By Paul Reynolds
World affairs correspondent, BBC News website
Diplomacy will have to wait until there is a decision of arms in Gaza.
At the moment, diplomacy carries little weight
This conclusion is inevitable in the face of a determination by the Israeli government that it faces an unacceptable threat from Gaza that must be dealt with.
By delaying ground operations for a week, it gave Hamas a chance to back down and call a halt to the firing of rockets into Israel. But Hamas chose confrontation, probably fearing that to do otherwise would be to show weakness.
In theory, a diplomatic solution is on the table. It would consist of the following: a mutual ceasefire, a prohibition on the smuggling of arms into Gaza and a relaxation of the Israeli economic squeeze on Gaza.

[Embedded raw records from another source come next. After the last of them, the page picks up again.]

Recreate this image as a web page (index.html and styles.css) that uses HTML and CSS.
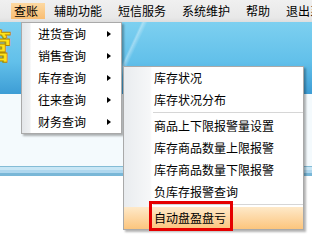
FILE: index.html
```html
<!DOCTYPE html>
<html lang="zh-CN">
<head>
<meta charset="utf-8">
<link rel="stylesheet" href="styles.css">
</head>
<body>
<div class="page">
  <div class="menubar">
    <span class="mi active">查账</span>
    <span class="mi">辅助功能</span>
    <span class="mi">短信服务</span>
    <span class="mi">系统维护</span>
    <span class="mi">帮助</span>
    <span class="mi">退出系统</span>
  </div>
  <div class="banner"><div class="logo-clip"><span class="logo">管</span></div></div>
  <div class="content"></div>
  <div class="bar"></div>

  <div class="menu m1">
    <div class="row sub">进货查询</div>
    <div class="row sub">销售查询</div>
    <div class="row sub">库存查询</div>
    <div class="row sub">往来查询</div>
    <div class="row sub">财务查询</div>
  </div>

  <div class="menu m2">
    <div class="row">库存状况</div>
    <div class="row">库存状况分布</div>
    <div class="sep"></div>
    <div class="row">商品上下限报警量设置</div>
    <div class="row">库存商品数量上限报警</div>
    <div class="row">库存商品数量下限报警</div>
    <div class="row">负库存报警查询</div>
    <div class="sep"></div>
    <div class="row hl">自动盘盈盘亏</div>
  </div>

  <div class="mark"></div>
</div>
</body>
</html>
```

FILE: styles.css
```css
html, body {
  margin: 0;
  padding: 0;
  background: #ffffff;
}
.page {
  position: relative;
  width: 312px;
  height: 238px;
  overflow: hidden;
  font-family: "Noto Sans CJK SC", "Noto Sans", sans-serif;
  font-size: 12px;
  color: #000;
}
.menubar {
  height: 22px;
  box-sizing: border-box;
  padding: 3px 0 0 11px;
  display: flex;
  gap: 6px;
  white-space: nowrap;
  overflow: hidden;
  background: linear-gradient(#f0f0f0, #e8e8e8 80%, #dedede);
}
.mi {
  flex: none;
  height: 16px;
  line-height: 16px;
  padding: 0 7px 0 3px;
}
.mi.active {
  background: linear-gradient(#fdd9a2, #f9bd72);
}
.banner {
  height: 72px;
  overflow: hidden;
  background:
    linear-gradient(115deg, transparent 0, transparent 128px, rgba(255,255,255,0.35) 130px, transparent 134px),
    linear-gradient(#7dd0f0 0%, #62c0ea 55%, #3d9dd5 100%);
}
.logo-clip {
  width: 20px;
  height: 44px;
  overflow: hidden;
  margin-top: 3px;
}
.logo {
  display: block;
  margin-left: -22px;
  font-size: 34px;
  line-height: 40px;
  font-weight: bold;
  color: #ffe21a;
  -webkit-text-stroke: 1px #b08a00;
}
.content {
  height: 72px;
  background: #f4fafd;
}
.bar {
  height: 10px;
  background: linear-gradient(#84bcd6 0, #84bcd6 1px, #c8e6f5 1px, #c8e6f5 4px, #afd7ee 4px, #afd7ee 7px, #79b7d7 7px);
}
.menu {
  position: absolute;
  box-sizing: border-box;
  border: 1px solid #a9a9a9;
  box-shadow: 2px 2px 2px rgba(0, 0, 0, 0.3);
  display: flex;
  flex-direction: column;
}
.m1 {
  left: 21px;
  top: 22px;
  width: 101px;
  background: linear-gradient(to right, #e3e6e9 0, #eef0f2 8px, #ffffff 9px);
}
.m2 {
  left: 123px;
  top: 66px;
  width: 181px;
  background: linear-gradient(to right, #e9ecef 0, #f6f7f8 26px, #ffffff 28px);
}
.row {
  position: relative;
  height: 22px;
  line-height: 22px;
  white-space: nowrap;
}
.m1 .row {
  padding-left: 16px;
}
.m2 .row {
  padding-left: 30px;
}
.row.sub::after {
  content: "";
  position: absolute;
  right: 10px;
  top: 8px;
  border-left: 4px solid #000;
  border-top: 3.5px solid transparent;
  border-bottom: 3.5px solid transparent;
}
.sep {
  height: 4px;
  margin-left: 29px;
  box-sizing: border-box;
  border-top: 1px solid transparent;
  background: linear-gradient(#d6d6d6 0, #d6d6d6 1px, #ffffff 1px, #ffffff 2px, transparent 2px);
  background-clip: content-box;
}
.row.hl {
  background: linear-gradient(#fee9c9, #fcc57d);
}
.mark {
  position: absolute;
  left: 149px;
  top: 201px;
  width: 84px;
  height: 30px;
  box-sizing: border-box;
  border: 3px solid #e50000;
}
```
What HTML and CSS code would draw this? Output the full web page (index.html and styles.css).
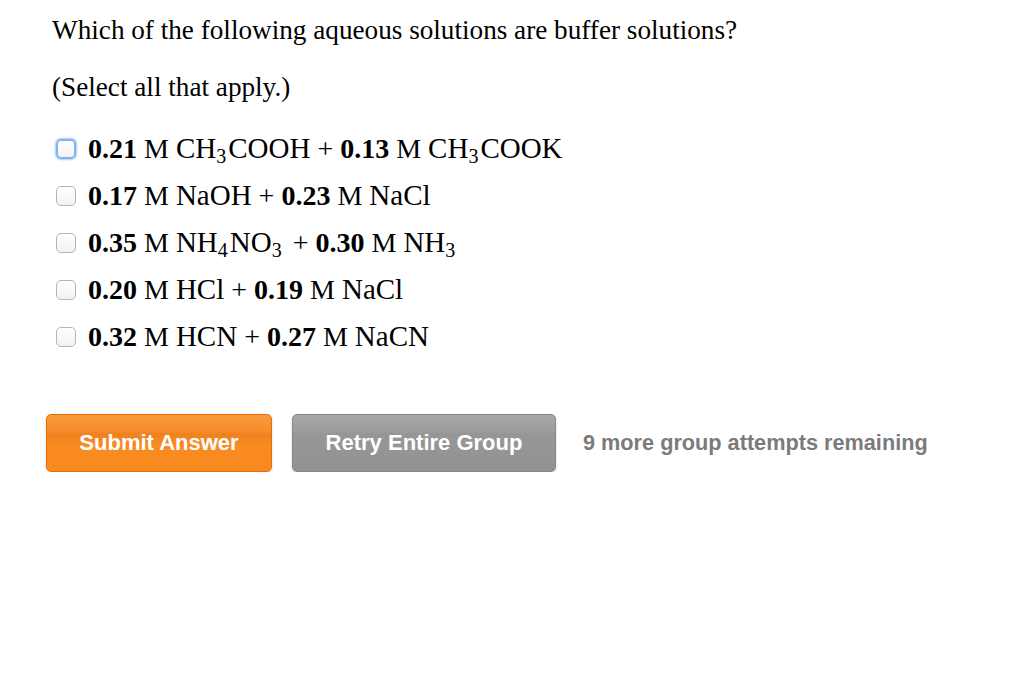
FILE: index.html
```html
<!DOCTYPE html>
<html>
<head>
<meta charset="utf-8">
<link rel="stylesheet" href="styles.css">
</head>
<body>
<div class="page">
  <p class="question">Which of the following aqueous solutions are buffer solutions?</p>
  <p class="hint">(Select all that apply.)</p>
  <ul class="options">
    <li class="option"><span class="box focus"></span><span class="txt"><b>0.21</b> M <span class="f">CH<sub>3</sub>COOH</span> + <b>0.13</b> M <span class="f">CH<sub>3</sub>COOK</span></span></li>
    <li class="option"><span class="box"></span><span class="txt"><b>0.17</b> M <span class="f">NaOH</span> + <b>0.23</b> M <span class="f">NaCl</span></span></li>
    <li class="option"><span class="box"></span><span class="txt"><b>0.35</b> M <span class="f gap">NH<sub>4</sub>NO<sub>3</sub></span> + <b>0.30</b> M <span class="f">NH<sub>3</sub></span></span></li>
    <li class="option"><span class="box"></span><span class="txt"><b>0.20</b> M <span class="f">HCl</span> + <b>0.19</b> M <span class="f">NaCl</span></span></li>
    <li class="option"><span class="box"></span><span class="txt"><b>0.32</b> M <span class="f">HCN</span> + <b>0.27</b> M <span class="f">NaCN</span></span></li>
  </ul>
  <div class="actions">
    <button class="btn submit">Submit Answer</button>
    <button class="btn retry">Retry Entire Group</button>
    <span class="remaining">9 more group attempts remaining</span>
  </div>
</div>
</body>
</html>
```
FILE: styles.css
```css
html, body { margin: 0; padding: 0; background: #fff; }
body { font-family: "Liberation Serif", "Times New Roman", serif; color: #000; }
.page { padding: 14px 0 0 52px; }
.question { margin: 0; font-size: 27.2px; line-height: 30px; transform: scaleY(1.04); transform-origin: left top; }
.hint { margin: 27px 0 0 0; font-size: 27.2px; line-height: 30px; transform: scaleY(1.04); transform-origin: left top; }
.options { list-style: none; margin: 24px 0 0 0; padding: 0; }
.option { display: flex; align-items: center; height: 47px; }
.box { width: 20px; height: 20px; border: 1px solid #b5b5b5; border-radius: 5px; margin: 0 12px 0 4px; background: linear-gradient(#fff, #f2f2f2); box-sizing: border-box; flex: none; }
.box.focus { border: 2px solid #7fb2ee; box-shadow: 0 0 2px 1px #a9cbf5; }
.txt { font-size: 28px; white-space: nowrap; }
.txt b { font-weight: bold; }
.f { font-size: 29px; }
.f.gap { margin-right: 2px; }
.f sub { font-size: 20px; vertical-align: -5px; line-height: 0; margin-right: 2px; }
.actions { display: flex; align-items: center; margin-top: 54px; margin-left: -6px; }
.btn { font-family: "Liberation Sans", Arial, sans-serif; font-weight: bold; font-size: 22px; color: #fff; height: 58px; border-radius: 5px; padding: 0; cursor: pointer; box-shadow: 0 1px 3px rgba(0,0,0,0.15); }
.submit { width: 226px; background: linear-gradient(#f99a3c 0%, #f78d2a 28%, #ee8220 34%, #f98b22 55%, #f98a1f 100%); border: 1px solid #e86a0e; }
.retry { width: 264px; margin-left: 20px; background: linear-gradient(#a7a7a7 0%, #9d9d9d 28%, #969696 34%, #959595 60%, #929292 100%); border: 1px solid #878787; }
.remaining { margin-left: 27px; font-family: "Liberation Sans", Arial, sans-serif; font-weight: bold; font-size: 21.7px; color: #7b7b7b; }
```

This would give something to each side. There would be calm across the border, Israel would get some assurance - which would have to be backed up by an enforcement mechanism - of reducing at least the entry of arms into Gaza and Gazans would see the prospect of an improvement in their daily lives.
However when or even if it is possible to talk seriously of such an agreement remains to be seen. On Saturday evening, after the Israeli ground operations began, the Security Council found itself unable to agree on a new call for a ceasefire.
The United States blocked a statement with the argument that Hamas had not agreed to a previous ceasefire call. A new statement, in the words of the US deputy ambassador Alejandro Wolff, "would not be adhered to and would have no underpinning for success, [and] would not do credit to the council".
The visit of President Sarkozy of France, who arrives in Egypt on Monday and then goes on to Israel and the Palestinian territories, will lead to more talk of a cessation and the conditions attached to it.
The former UK Prime Minister Tony Blair, who is the representative of the Quartet of the US, the UN, Russia and the EU, has also been busy.
The European Union's troika of foreign ministers is also visiting on Monday, but at this stage of a major conflict like this, outsiders from Europe cannot make an effective intervention.
With the Bush administration blaming Hamas, Israel has the diplomatic support it needs.
Not that Israel will want to ignore international opinion. It has been careful in its operations to stress that it will maintain humanitarian supplies into Gaza.
The unanswered question is whether Israel will succeed, first in its military operations to stop the rockets, and then in its diplomatic aim of getting a durable arrangement.
The war in Lebanon showed the difficulties of combat against a well-entrenched militia-type organisation.
So there is a danger for Israel of its troops getting bogged down to no great effect.
Much depends on whether Hamas has been able to recover from the shock it must have received eight days ago when the air assault began.
On the other hand, a decisive Israeli ground intervention could leave the door open to negotiation - but only if Hamas chooses to walk through that door.